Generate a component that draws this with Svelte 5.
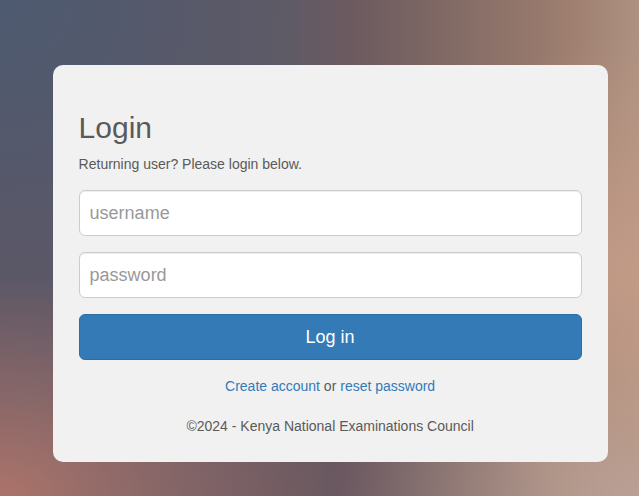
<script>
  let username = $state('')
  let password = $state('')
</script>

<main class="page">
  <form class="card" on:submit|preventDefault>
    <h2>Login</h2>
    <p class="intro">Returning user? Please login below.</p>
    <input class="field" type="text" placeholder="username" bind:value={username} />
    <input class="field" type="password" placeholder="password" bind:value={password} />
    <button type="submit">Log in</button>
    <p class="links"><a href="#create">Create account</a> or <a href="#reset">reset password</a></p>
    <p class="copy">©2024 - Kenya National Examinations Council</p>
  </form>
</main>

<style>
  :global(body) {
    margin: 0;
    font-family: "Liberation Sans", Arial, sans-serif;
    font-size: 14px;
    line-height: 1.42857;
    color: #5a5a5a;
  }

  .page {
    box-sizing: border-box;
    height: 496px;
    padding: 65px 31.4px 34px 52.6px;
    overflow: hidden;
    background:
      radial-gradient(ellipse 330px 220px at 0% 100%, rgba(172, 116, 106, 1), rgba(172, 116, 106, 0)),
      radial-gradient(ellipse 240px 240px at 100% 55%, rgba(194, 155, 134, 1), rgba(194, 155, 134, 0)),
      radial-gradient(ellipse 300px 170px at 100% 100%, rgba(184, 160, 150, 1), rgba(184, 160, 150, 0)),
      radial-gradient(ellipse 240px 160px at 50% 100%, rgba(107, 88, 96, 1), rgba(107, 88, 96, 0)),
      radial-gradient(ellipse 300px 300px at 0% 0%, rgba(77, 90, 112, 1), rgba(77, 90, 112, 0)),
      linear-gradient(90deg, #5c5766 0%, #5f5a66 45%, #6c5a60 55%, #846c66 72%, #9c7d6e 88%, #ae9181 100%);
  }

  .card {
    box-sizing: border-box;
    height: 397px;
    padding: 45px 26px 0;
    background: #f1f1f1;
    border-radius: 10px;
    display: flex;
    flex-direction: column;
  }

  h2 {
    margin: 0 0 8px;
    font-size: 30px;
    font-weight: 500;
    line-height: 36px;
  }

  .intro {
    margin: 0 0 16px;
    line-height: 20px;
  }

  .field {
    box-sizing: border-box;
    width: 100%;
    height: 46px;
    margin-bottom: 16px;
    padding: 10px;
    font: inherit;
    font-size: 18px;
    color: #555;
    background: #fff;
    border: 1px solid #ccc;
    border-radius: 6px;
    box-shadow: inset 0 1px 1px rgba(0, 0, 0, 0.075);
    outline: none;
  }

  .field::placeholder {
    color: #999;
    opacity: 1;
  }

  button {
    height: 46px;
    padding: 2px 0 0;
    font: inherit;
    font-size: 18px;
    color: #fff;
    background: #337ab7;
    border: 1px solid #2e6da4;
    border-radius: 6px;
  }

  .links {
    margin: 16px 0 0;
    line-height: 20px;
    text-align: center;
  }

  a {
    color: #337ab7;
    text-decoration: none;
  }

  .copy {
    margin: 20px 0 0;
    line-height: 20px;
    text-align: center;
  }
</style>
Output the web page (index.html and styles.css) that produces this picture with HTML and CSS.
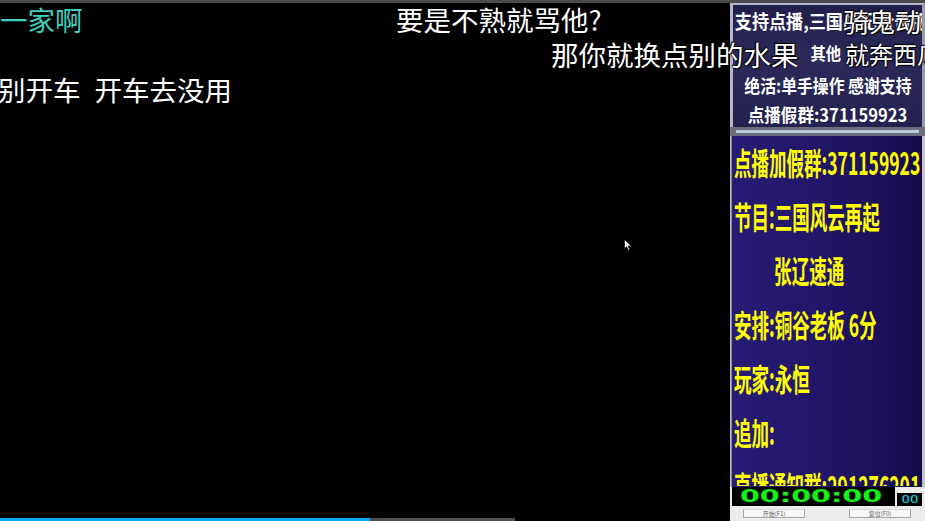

- - - - - - -

SET PROBLEM:
Check all the records above and select each line where the string "page" is found.

WORKED SOLUTION:
<main class="page">
  .page {
Output the web page (index.html and styles.css) that produces this picture with HTML and CSS.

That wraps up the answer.